The river is close to invisible, that is, until you get to about Olmsted Road as you meander along Riverside Road. There, for about the length of a city block, the buckthorn disappears and – framed through oak, pecan and hickory trees – the Des Plaines flows lazily to the east. You might see a heron skim past and land on the shore below the steep bank.
It didn’t happen by accident. The river views are the result of a joint effort, now in its second year, between the Frederick Law Olmsted Society’s landscape committee and the Riverside Department of Public Works.
In 2011, the landscape committee, assisted by Village Forester Michael Collins and other public works employees, cleared buckthorn from a section of riverbank near Olmsted Road.
This year, volunteers were back at it, planting the grasses and sedges that will one day make it possible – through controlled burns – to keep the buckthorn from making a comeback.
“The only way to get rid of it is to burn,” said Holly Machina, co-chairwoman of the Olmsted Society’s landscape committee. “The grasses fuel the fire, but they come back. You need the grasses to kill the buckthorn.”
According to Collins, buckthorn “chokes out all of the natives, the grasses and perennials. It makes a solid net where not a lot of sunlight gets through.”
The Olmsted Society’s landscape committee will hold another work day at the Riverside Road site near Olmsted on Saturday, Sept. 8. The group is working with Collins to plan what work will be done on that date. It could entail clearing out more buckthorn or planting more plants.
Either way, both the landscape committee and Collins say they will keep at this stretch of Riverside Road in coming years and perhaps start slowly expanding it, volunteer labor permitting.
“We would like to do more, but you can only do so much with the number of volunteers you have,” said Machina.
After four work days at the site in 2011, a group of eight volunteers, along with Collins, in June of this year, planted the plugs of grasses and sedges on the steep bank leading down from Riverside Road to the river. The plant list was drawn up by Riverside resident John Kolar, said Machina.
Bob Finn, a member of the village’s Landscape Advisory Committee volunteered to water the newly planted plugs through July’s searing heat. Other key members of the effort include landscape committee co-chairwoman Cindy Kellogg and Olmsted Society board members Tom Guardi, Dorie Skiest and Shawn Sinn.
According to Machina, the buckthorn clearing project emerged from a May 2011 roundtable event involving the village, the landscape committee of the Olmsted Society and Chicago Wilderness, a regional conservation coalition of which the Olmsted Society is a member.
While the Olmsted Society has long sponsored work days on the village’s public lands, Machina said the landscape committee wanted a project with long-lasting impact.
“Sometimes we feel like we’re spinning our wheels,” said Machina. “We’ll go to a place, clean it up and go back a year later, and it looks like we didn’t do anything.”

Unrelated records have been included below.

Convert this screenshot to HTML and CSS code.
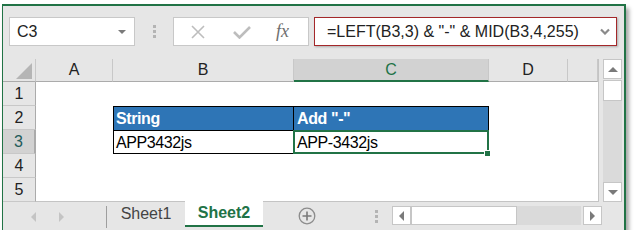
FILE: index.html
```html
<!DOCTYPE html>
<html lang="en">
<head>
    <meta charset="UTF-8">
    <title>Sheet2 - Add dash</title>
    <link rel="stylesheet" href="styles.css">
</head>
<body>
    <div class="window">
        <div class="formula-bar">
            <div class="name-box">
                <span>C3</span>
                <span class="caret"></span>
            </div>
            <div class="grip"><i></i><i></i><i></i></div>
            <div class="fx-box">
                <svg class="ico-x" width="14" height="14" viewBox="0 0 14 14"><path d="M1 1L13 13M13 1L1 13" stroke="#bdbdbd" stroke-width="1.6" fill="none"/></svg>
                <svg class="ico-ok" width="18" height="14" viewBox="0 0 18 14"><path d="M1 7L6.5 12.5L17 2" stroke="#bdbdbd" stroke-width="2.6" fill="none"/></svg>
                <span class="fx">fx</span>
            </div>
            <div class="formula">
                <span class="formula-text">=LEFT(B3,3) &amp; "-" &amp; MID(B3,4,255)</span>
                <svg width="10" height="7" viewBox="0 0 10 7"><path d="M1 1.5L5 5.5L9 1.5" stroke="#8a8a8a" stroke-width="2.2" fill="none"/></svg>
            </div>
        </div>

        <div class="sheet">
            <div class="grid">
                <div class="hd corner"><span class="tri"></span></div>
                <div class="hd col">A</div>
                <div class="hd col">B</div>
                <div class="hd col sel-col">C</div>
                <div class="hd col">D</div>
                <div class="hd col"></div>

                <div class="hd row">1</div>
                <div class="cell"></div><div class="cell"></div><div class="cell"></div><div class="cell"></div><div class="cell"></div>

                <div class="hd row">2</div>
                <div class="cell"></div>
                <div class="cell th first">String</div>
                <div class="cell th">Add "-"</div>
                <div class="cell"></div><div class="cell"></div>

                <div class="hd row sel-row">3</div>
                <div class="cell"></div>
                <div class="cell td first">APP3432js</div>
                <div class="cell td active">APP-3432js</div>
                <div class="cell"></div><div class="cell"></div>

                <div class="hd row">4</div>
                <div class="cell"></div><div class="cell"></div><div class="cell"></div><div class="cell"></div><div class="cell"></div>

                <div class="hd row">5</div>
                <div class="cell"></div><div class="cell"></div><div class="cell"></div><div class="cell"></div><div class="cell"></div>
            </div>
            <div class="vscroll">
                <div class="sbtn"><span class="arr up"></span></div>
                <div class="vthumb"></div>
                <div class="vtrack"></div>
                <div class="sbtn"><span class="arr down"></span></div>
            </div>
        </div>

        <div class="tabs">
            <div class="nav">
                <span class="arr left light"></span>
                <span class="arr right light"></span>
            </div>
            <div class="tab">Sheet1</div>
            <div class="tab current">Sheet2</div>
            <div class="add">
                <svg width="18" height="18" viewBox="0 0 18 18"><circle cx="9" cy="9" r="7.8" stroke="#8c8c8c" stroke-width="1.3" fill="none"/><path d="M9 4.5V13.5M4.5 9H13.5" stroke="#7a7a7a" stroke-width="1.6"/></svg>
            </div>
            <div class="grip h"><i></i><i></i><i></i></div>
            <div class="hscroll">
                <div class="sbtn"><span class="arr left"></span></div>
                <div class="hthumb"></div>
                <div class="htrack"></div>
                <div class="sbtn"><span class="arr right"></span></div>
            </div>
        </div>
    </div>
</body>
</html>
```

FILE: styles.css
```css
body {
    margin: 0;
    background: #fff;
    font-family: "Liberation Sans", Arial, sans-serif;
}
.window {
    box-sizing: border-box;
    width: 624px;
    height: 226px;
    margin: 4px 0 0 2px;
    background: #e6e6e6;
    border-top: 2px solid #217346;
    border-left: 1px solid #217346;
    border-right: 2px solid #217346;
    box-shadow: 3px 4px 4px rgba(0,0,0,0.35);
}

/* formula bar */
.formula-bar {
    display: flex;
    align-items: center;
    height: 53px;
    padding: 11px 0 13px 6px;
    box-sizing: border-box;
}
.name-box {
    box-sizing: border-box;
    width: 126px;
    height: 29px;
    background: #fff;
    border: 1px solid #c8c8c8;
    display: flex;
    align-items: center;
    justify-content: space-between;
    padding: 0 8px 0 7px;
    font-size: 16px;
    color: #222;
}
.caret {
    width: 0;
    height: 0;
    border-left: 4px solid transparent;
    border-right: 4px solid transparent;
    border-top: 4px solid #7a7a7a;
}
.grip {
    display: flex;
    flex-direction: column;
    gap: 2px;
    margin: 0 17px 0 18px;
}
.grip i {
    width: 3px;
    height: 3px;
    background: #b4b4b4;
}
.fx-box {
    box-sizing: border-box;
    width: 136px;
    height: 29px;
    background: #fff;
    border: 1px solid #c8c8c8;
    display: flex;
    align-items: center;
    padding-left: 17px;
}
.ico-ok {
    margin-left: 28px;
}
.fx {
    margin-left: 25px;
    font-family: "Liberation Serif", serif;
    font-style: italic;
    font-size: 18px;
    color: #6e6e6e;
}
.formula {
    box-sizing: border-box;
    width: 303px;
    height: 29px;
    margin-left: 5px;
    background: #fff;
    border: 1px solid #a4282a;
    box-shadow: 1px 1px 2px rgba(0,0,0,0.25);
    display: flex;
    align-items: center;
    justify-content: space-between;
    padding: 0 6px 0 12px;
    font-size: 16px;
    color: #222;
}

/* grid */
.sheet {
    display: flex;
    height: 143px;
}
.grid {
    box-sizing: border-box;
    width: 596px;
    display: grid;
    grid-template-columns: 33px 77px 181px 195px 79px 1fr;
    grid-template-rows: 23px repeat(5, 24px);
    background: #fff;
    border-right: 1px solid #c4c4c4;
    border-bottom: 1px solid #c4c4c4;
}
.hd {
    box-sizing: border-box;
    background: #e6e6e6;
    border-right: 1px solid #c8c8c8;
    border-bottom: 1px solid #ababab;
    display: flex;
    align-items: center;
    justify-content: center;
    font-size: 16px;
    color: #222;
}
.corner {
    position: relative;
}
.tri {
    position: absolute;
    right: 3px;
    bottom: 2px;
    width: 0;
    height: 0;
    border-left: 16px solid transparent;
    border-bottom: 16px solid #b5b5b5;
}
.hd.row {
    border-bottom-color: #c8c8c8;
    border-right-color: #ababab;
}
.sel-col {
    background: #d2d2d2;
    border-bottom: 2px solid #217346;
    color: #217346;
}
.sel-row {
    background: #d2d2d2;
    border-right: 2px solid #217346;
    color: #1e5b5a;
}
.cell {
    box-sizing: border-box;
    font-size: 16px;
    letter-spacing: -0.4px;
    line-height: 23px;
    padding: 1px 0 0 3px;
    color: #000;
    white-space: nowrap;
}
.th {
    background: #2e75b6;
    color: #fff;
    font-weight: bold;
    border-top: 1px solid #000;
    border-right: 1px solid #000;
    padding-top: 0;
}
.td {
    border-top: 1px solid #000;
    border-right: 1px solid #000;
    border-bottom: 1px solid #000;
    padding-top: 0;
}
.first {
    border-left: 1px solid #000;
    padding-left: 2px;
}
.active {
    position: relative;
}
.active::after {
    content: "";
    position: absolute;
    left: -1px;
    top: -1px;
    right: -1px;
    bottom: -1px;
    border: 2px solid #217346;
}
.active::before {
    content: "";
    position: absolute;
    right: -3px;
    bottom: -4px;
    width: 5px;
    height: 5px;
    background: #217346;
    border: 1px solid #fff;
    z-index: 1;
}

/* scrollbars */
.vscroll {
    width: 19px;
    margin-left: 4px;
    display: flex;
    flex-direction: column;
}
.sbtn {
    box-sizing: border-box;
    width: 19px;
    height: 20px;
    background: #fff;
    border: 1px solid #c6c6c6;
    display: flex;
    align-items: center;
    justify-content: center;
}
.vthumb {
    box-sizing: border-box;
    height: 21px;
    background: #fff;
    border: 1px solid #c6c6c6;
    margin-top: 1px;
}
.vtrack {
    flex: 1;
    background: #dadada;
}
.arr {
    width: 0;
    height: 0;
}
.arr.up {
    border-left: 5px solid transparent;
    border-right: 5px solid transparent;
    border-bottom: 5px solid #7a7a7a;
}
.arr.down {
    border-left: 5px solid transparent;
    border-right: 5px solid transparent;
    border-top: 5px solid #7a7a7a;
}
.arr.left {
    border-top: 5px solid transparent;
    border-bottom: 5px solid transparent;
    border-right: 5px solid #7a7a7a;
}
.arr.right {
    border-top: 5px solid transparent;
    border-bottom: 5px solid transparent;
    border-left: 5px solid #7a7a7a;
}
.arr.light.left {
    border-right-color: #c4c4c4;
}
.arr.light.right {
    border-left-color: #c4c4c4;
}

/* sheet tabs */
.tabs {
    display: flex;
    align-items: flex-start;
    height: 28px;
}
.nav {
    box-sizing: border-box;
    width: 104px;
    height: 22px;
    margin-top: 4px;
    display: flex;
    align-items: center;
    padding-left: 28px;
    gap: 23px;
    border-right: 1px solid #9e9e9e;
}
.tab {
    width: 78px;
    height: 24px;
    display: flex;
    align-items: center;
    justify-content: center;
    font-size: 16px;
    color: #444;
}
.tab.current {
    background: #fff;
    color: #217346;
    font-weight: bold;
    border-bottom: 2px solid #217346;
    margin-top: -1px;
}
.add {
    margin: 5px 0 0 35px;
    display: flex;
}
.grip.h {
    margin: 8px 0 0 59px;
    gap: 2px;
}
.hscroll {
    display: flex;
    margin: 4px 0 0 14px;
}
.hscroll .sbtn {
    width: 19px;
    height: 19px;
}
.hthumb {
    box-sizing: border-box;
    width: 106px;
    height: 19px;
    background: #fff;
    border: 1px solid #c6c6c6;
}
.htrack {
    width: 64px;
    height: 19px;
    background: #dadada;
    margin-right: 2px;
}
```
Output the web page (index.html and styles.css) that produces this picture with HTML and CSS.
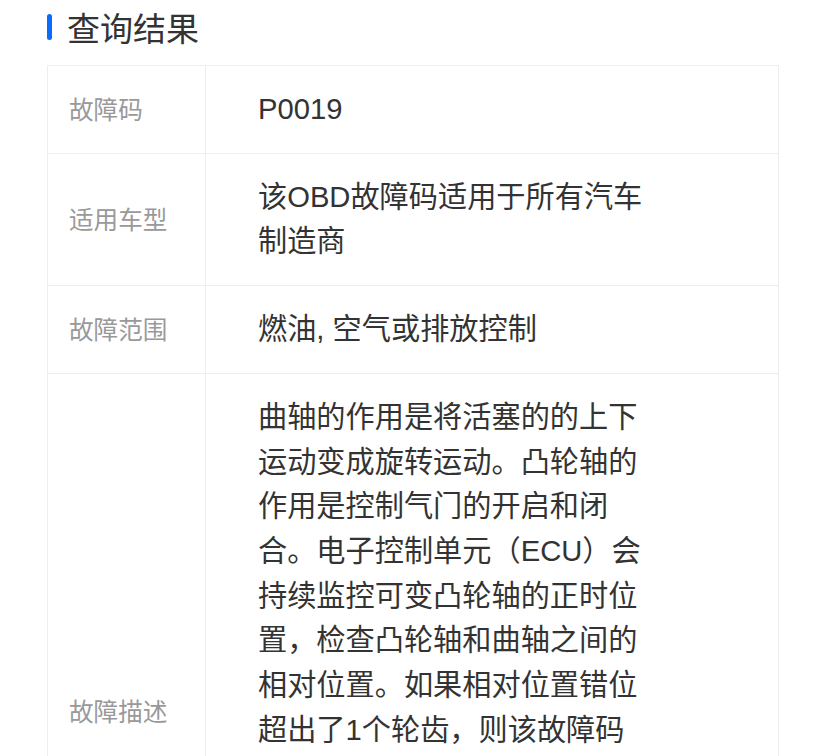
FILE: index.html
```html
<!DOCTYPE html>
<html lang="zh-CN">
<head>
    <meta charset="UTF-8">
    <meta name="viewport" content="width=device-width, initial-scale=1.0">
    <title>查询结果</title>
    <link rel="stylesheet" href="styles.css">
</head>
<body>
    <main class="page">
        <h2 class="title">查询结果</h2>
        <table class="result">
            <tr>
                <td class="label">故障码</td>
                <td class="value"><div class="text">P0019</div></td>
            </tr>
            <tr>
                <td class="label">适用车型</td>
                <td class="value"><div class="text">该OBD故障码适用于所有汽车制造商</div></td>
            </tr>
            <tr>
                <td class="label">故障范围</td>
                <td class="value"><div class="text">燃油, 空气或排放控制</div></td>
            </tr>
            <tr>
                <td class="label">故障描述</td>
                <td class="value last"><div class="text">曲轴的作用是将活塞的的上下运动变成旋转运动。凸轮轴的作用是控制气门的开启和闭合。电子控制单元（ECU）会持续监控可变凸轮轴的正时位置，检查凸轮轴和曲轴之间的相对位置。如果相对位置错位超出了1个轮齿，则该故障码将被存储，同时点亮发动机故障灯。常见原因包括正时皮带或正时链条跳齿、张紧器失效、可变正时控制电磁阀卡滞、凸轮轴位置传感器故障，以及相关线路短路或断路。</div></td>
            </tr>
        </table>
    </main>
</body>
</html>
```

FILE: styles.css
```css
body {
    margin: 0;
    padding: 0;
    background: #fff;
    font-family: "Liberation Sans", "Noto Sans CJK SC", sans-serif;
    color: #333;
}
.page {
    padding: 7px 50px 0 47px;
}
.title {
    display: flex;
    align-items: center;
    margin: 0 0 18px;
    height: 40px;
    font-size: 33px;
    font-weight: normal;
    color: #333;
}
.title::before {
    content: "";
    width: 5px;
    height: 26px;
    margin-right: 15px;
    border-radius: 3px;
    background: #0a6cff;
}
.result {
    width: 732px;
    border-collapse: collapse;
    border: 1px solid #eee;
}
.result td {
    border: 1px solid #eee;
    vertical-align: middle;
}
.label {
    width: 136px;
    padding: 0 0 3px 21px;
    font-family: "Noto Sans CJK SC", sans-serif;
    font-size: 24.6px;
    line-height: 36px;
    color: #999;
}
.value {
    padding: 21px 0 21px 52px;
}
.value.last {
    padding-bottom: 28px;
}
.text {
    max-width: 390px;
    font-size: 29.2px;
    line-height: 44.7px;
    color: #333;
}
```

In 2013, the group will again plant more native grasses and sedges along the bank, probably in the fall to take advantage of better weather for the young plants. And by 2014, the area initially planted could be ready for its first controlled burn. That could pave the way for the buckthorn to be eradicated, at least in this corner of the village.
“It’s beautiful,” said Collins. “I enjoy being able to see the river, and it’s a great location because the river comes right up to the roadside.”
Those views of the river are what Frederick Law Olmsted, Riverside’s designer, had in mind, said Collins.
“He wanted the river visible in a wide open landscape,” said Collins. “From an ecological standpoint, it’s returning a once-barren landscape of invasive plants to its native habitat. There are a lot of positives about it.”